Energy Conservation Key to Help Minimize Power Outages
Like a car engine continuously running, these record high temperatures in the Southland for the second day, with little relief in the evenings, is putting immense stress on electrical equipment. And energy conservation at home and at work through Tuesday is the key to minimizing power outages.
Southern California Edison is closely monitoring temperatures that exceed 110 degrees and has extra crews and staff at the ready to respond to additional outages. As of 7:15 p.m., there are a total of 18,000 customers territory-wide without power due to this heat wave.
SCE has activated its Incident Management Team to support and direct repair crews and resources over the coming days.
“Customers are reminded that interruptions of electric service is possible throughout the day and evening hours due to the extreme heatwave conditions, and conservation of electricity usage is key to helping minimize this occurrence,” said Randy Daffern, SCE principal manager and incident commander.
The California Independent System Operator called a Flex Alert until 9 p.m. Monday and SCE is asking its customers to help ease the burden on the electrical system by conserving energy immediately, especially during the peak times between noon-9 p.m.
As temperatures continue to rise throughout the day, SCE crews are working to restore power to customers who have been without power the longest during this current heat wave.
More than 60 maintenance outages were cancelled for Monday because of the extreme temperatures and will be rescheduled. SCE is also looking at Tuesday maintenance outages for possible cancellations.
SCE is looking at all maintenance outages planned ahead of this current heat wave. Each will be looked at on a case-by-case basis and factors such as public safety and reliability needs will be considered.

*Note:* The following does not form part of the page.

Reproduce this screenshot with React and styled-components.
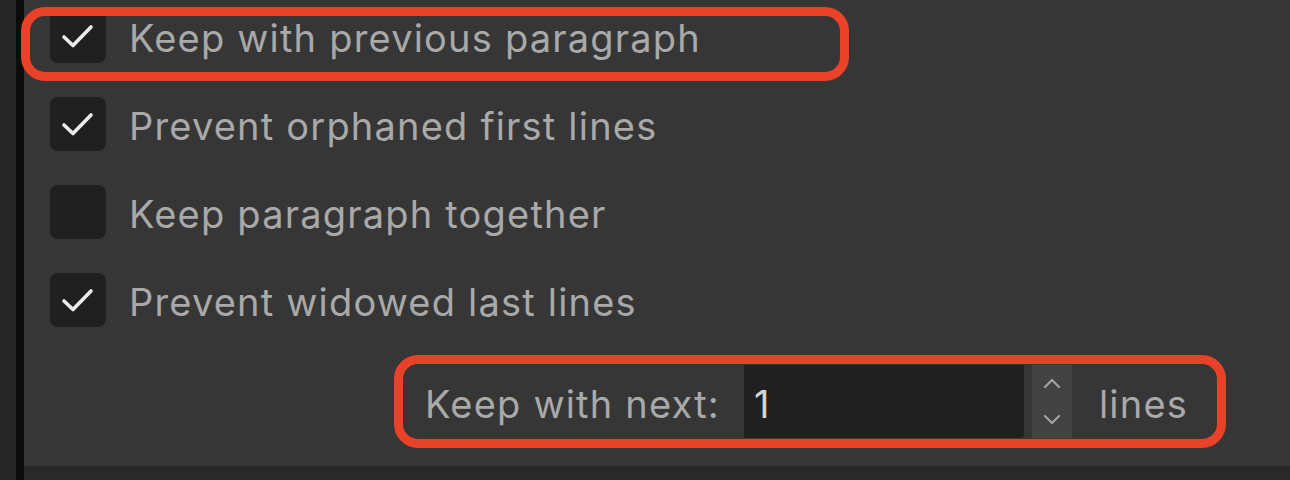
import React from 'react';
import styled, { createGlobalStyle, css } from 'styled-components';

const GlobalStyle = createGlobalStyle`
  html, body {
    margin: 0;
    padding: 0;
    background: #363636;
  }
  body {
    font-family: Inter, "Noto Sans", "Liberation Sans", sans-serif;
  }
`;

const Screen = styled.div`
  display: flex;
  width: 1290px;
  height: 480px;
  overflow: hidden;
  background: #262626;
`;

const Gutter = styled.div`
  width: 16px;
  background: #262626;
`;

const Divider = styled.div`
  width: 8px;
  background: #0c0c0c;
`;

const Main = styled.div`
  flex: 1;
  display: flex;
  flex-direction: column;
`;

const Panel = styled.div`
  height: 466px;
  box-sizing: border-box;
  background: #363636;
  padding: 9px 0 0 26px;
  display: flex;
  flex-direction: column;
`;

const Footer = styled.div`
  flex: 1;
  background: #292929;
`;

// annotation outline drawn over a row
const highlight = css`
  &::before {
    content: '';
    position: absolute;
    border: 9px solid #ea4129;
    border-radius: 24px;
    pointer-events: none;
  }
`;

const CheckRow = styled.label`
  position: relative;
  display: flex;
  align-items: center;
  gap: 23px;
  height: 54px;
  margin-bottom: 34px;
  ${(p) => p.$highlighted && highlight}
  &::before {
    left: -29px;
    top: -2px;
    width: 810px;
    height: 56px;
  }
`;

const Box = styled.span`
  width: 56px;
  height: 54px;
  border-radius: 8px;
  background: #202020;
  display: flex;
  align-items: center;
  justify-content: center;
  flex-shrink: 0;
`;

const Label = styled.span`
  font-size: 38px;
  color: #a9a9a9;
  letter-spacing: 1.2px;
  padding-top: 4px;
  white-space: nowrap;
`;

const NextRow = styled.div`
  position: relative;
  align-self: flex-end;
  margin-right: 102px;
  margin-top: 4px;
  display: flex;
  align-items: center;
  height: 73px;
  ${highlight}
  &::before {
    left: -31px;
    right: -38px;
    top: -10px;
    bottom: -10px;
  }
`;

const NextLabel = styled(Label)`
  margin-right: 24px;
`;

const NumberField = styled.div`
  width: 280px;
  height: 73px;
  box-sizing: border-box;
  background: #202020;
  border-radius: 0 0 4px 0;
  color: #d4d4d4;
  font-size: 38px;
  display: flex;
  align-items: center;
  padding: 4px 0 0 10px;
`;

const Stepper = styled.div`
  width: 40px;
  height: 73px;
  margin-left: 8px;
  background: #434343;
  display: flex;
  flex-direction: column;
  align-items: center;
  justify-content: center;
  gap: 27px;
`;

const Unit = styled(Label)`
  margin-left: 27px;
`;

const Check = () => (
  <svg width="56" height="54" viewBox="0 0 56 54">
    <polyline
      points="14,28 23,36.5 41,18"
      fill="none"
      stroke="#ececec"
      strokeWidth="3.6"
      strokeLinecap="round"
      strokeLinejoin="round"
    />
  </svg>
);

const Chevron = ({ up }) => (
  <svg width="18" height="10" viewBox="0 0 18 10">
    <polyline
      points={up ? '2,9 9,2 16,9' : '2,1 9,8 16,1'}
      fill="none"
      stroke="#a6a6a6"
      strokeWidth="2"
      strokeLinecap="round"
      strokeLinejoin="round"
    />
  </svg>
);

const options = [
  { label: 'Keep with previous paragraph', checked: true, highlighted: true },
  { label: 'Prevent orphaned first lines', checked: true },
  { label: 'Keep paragraph together', checked: false },
  { label: 'Prevent widowed last lines', checked: true },
];

const App = () => (
  <>
    <GlobalStyle />
    <Screen>
      <Gutter />
      <Divider />
      <Main>
        <Panel>
          {options.map((o) => (
            <CheckRow key={o.label} $highlighted={o.highlighted}>
              <Box>{o.checked && <Check />}</Box>
              <Label>{o.label}</Label>
            </CheckRow>
          ))}
          <NextRow>
            <NextLabel>Keep with next:</NextLabel>
            <NumberField>1</NumberField>
            <Stepper>
              <Chevron up />
              <Chevron />
            </Stepper>
            <Unit>lines</Unit>
          </NextRow>
        </Panel>
        <Footer />
      </Main>
    </Screen>
  </>
);

export default App;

The duration of the outage and temperatures will also be considered.
“We understand that outages can be difficult on our customers and we will be conducting only those that absolutely have to be done for the safety of the public or to prevent other potentially longer outages that could affect many more customers,” said Daffern.
- Turn off all unnecessary appliances and equipment.
- Use electric fans instead of air conditioning when practical.
- Shut off lights when leaving a room.
- Close drapes and blinds to keep out direct sunlight during hot periods.
- Avoid using evaporative coolers or humidifiers at the same time an air conditioner is running.
- Operate swimming pool equipment and energy-intensive appliances, such as dishwashers and dryers, during early morning and late evening hours.
- Limit the opening and reopening of refrigerators, which are major users of electricity in most homes.
- When possible, businesses should shift power-intensive work processes to morning or late evening hours.